À partir d’enquêtes précises menées sur les lieux, de type documentaire, Cyrille Weiner pose de façon récurrente la question de l’espace – notamment dans ses marges et ses lieux de transformation. Se demandant obstinément comment les individus peuvent investir leurs lieux de vie, à distance des directives venues « d’en haut » , l’artiste quitte peu à peu le seul registre documentaire pour proposer un univers traversé par la fiction, qu’il met en scène dans des expositions, des projets éditoriaux et des installations. Diplômé de l’ENS Louis Lumière, il est l’auteur de Presque île (éditions villa Noailles - archibooks), de Twice (éditions 19/80), et de La Fabrique du pré (éditions Filigranes). Ses travaux ont été exposés au Mucem, au Musée d’art contemporain de Lyon, à la villa Noailles et à la Bibliothèque Nationale de France.

AXEL FISHER

Axel Fisher est né en périphérie d’Anvers (Belgique) en 1978.

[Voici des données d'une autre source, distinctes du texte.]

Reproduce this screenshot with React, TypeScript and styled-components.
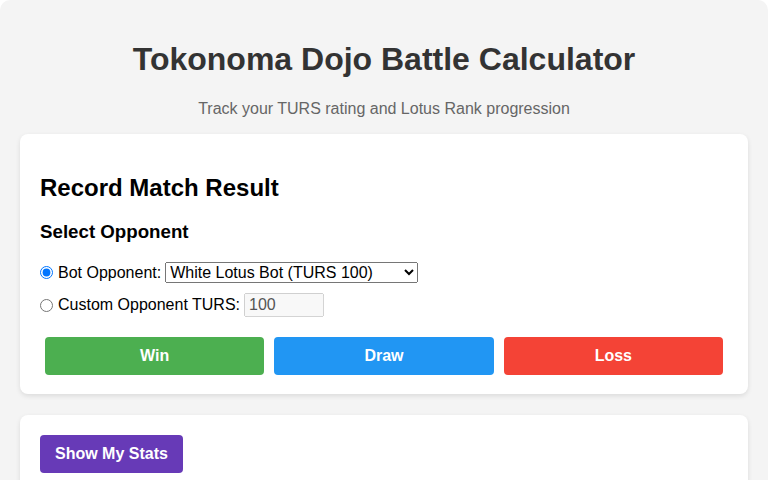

Axel Fisher est architecte formé à l’Institut Supérieur d’Architecture de la Communauté Française - La Cambre de Bruxelles (1998) et au Politecnico di Milano (2007), où il a obtenu un doctorat en composition architecturale (2011). Il a été chercheur à l’Université de Liège et à la Technische Universität Berlin, et a bénéficié d’un mandat de chercheur postdoctoral du F.R.S.-FNRS (2015-2019) ainsi que d’une bourse postdoctorale d’excellence WBI.World (2018). Il enseigne des cours de théorie du paysage et d’atelier du projet en Faculté d’architecture La Cambre-Horta de l’Université Libre de Bruxelles depuis 2011. Ses intérêts de recherche portent principalement sur l’architecture et l’urbanisme modernistes et leurs relations à des questions de paysage, en particulier à la modernisation des campagnes.

Axel Fisher est un chercheur affilié au laboratoire hortence - en histoire, théorie et critique de l’architecture. Il a coordonné le projet européen de recherche MODSCAPES : modernist reinventions of the rural landscape (2016-2019), a été curateur de l’exposition Enter the Modern Landscape (BOZAR, 2019-2020) et dirige la revue annuelle CLARA Architecture / Recherche.


— 

(1) Cités H.L.M. Marcellin-Berthelot et Provinces françaises (1956-58) et la cité Anatole-France (1955-1960, sous la dir. de Bernard Zehrfuss, Robert Camelot et Jean de Mailly) ; premiers bâtiments de l’Université Paris X Nanterre (1962-64, Jean-Paul et Jacques Chauliat) ; Maison de la culture (1967-1969, Michel Écochard) ; École d’architecture de Nanterre (1970-1971, Jacques Kalisz et Roger Salem) ; Cité Rathelot (1971, Zehrfuss) ; Préfecture et le Palais de justice des Hauts-de-Seine (1965-1972, André Wogenscky) ; Parc André Malraux (1972-1981, Jacques Sgard paysagiste) ; les immeubles Liberté, Égalité, Fraternité, Central Park et Vallona (1974-1975, Jasques Kalisz) ; Tours Nuages de la cité Pablo Picasso (1973-1981, Émile Aillaud). Voir : P.Chabard, V. Picon-Lefebvre (sous la dir. de). La Défense. Un dictionnaire : architecture / politique, Parenthèses, Marseille, 2012.

(2) Comme lorsque Architectural Review place « Le cheval de trait de Roger des Prés sur le Grand Axe » en couverture de sa livraison « On Rethinking the Rural », n° 1450, avril 2018.

(3) http://www.lafermedubonheur.fr/

(4) On reverra à ce propos, « L’EPAD et le projet grand axe ». [extrait du JT Midi Paris Île-de-France] France 3 Paris, 27 juin 1998 [https://www.ina.fr/video/PA00001235855].

(5) Florian Haydn, ‎Robert Temel (sous la dir. de). Temporary Urban Spaces : Concepts for the Use of City Spaces, Berlin, Birkhauser, 2006 ; Bastian Lange, Senatsverwaltung für Stadtentwicklung und Umwelt Berlin (sous la dir. de). Urban pioneers. Temporary use and urban development in Berlin, Berlin, Jovis, 2007 ; Peter Bishop, Lesley Williams. The temporary city, Oxon, Routledge, 2012 ; Philipp Oswalt, Philipp Misselwitz, Klaus Overmeyer. Urban Catalyst : the Power of Temporary Use, Berlin, Dom publishers, 2013 ; Francesca Ferguson, Urban Drift Projects (sous la dir. de). Make_Shift City. Renegotiating the Urban Commons, Berlin, Jovis, 2014.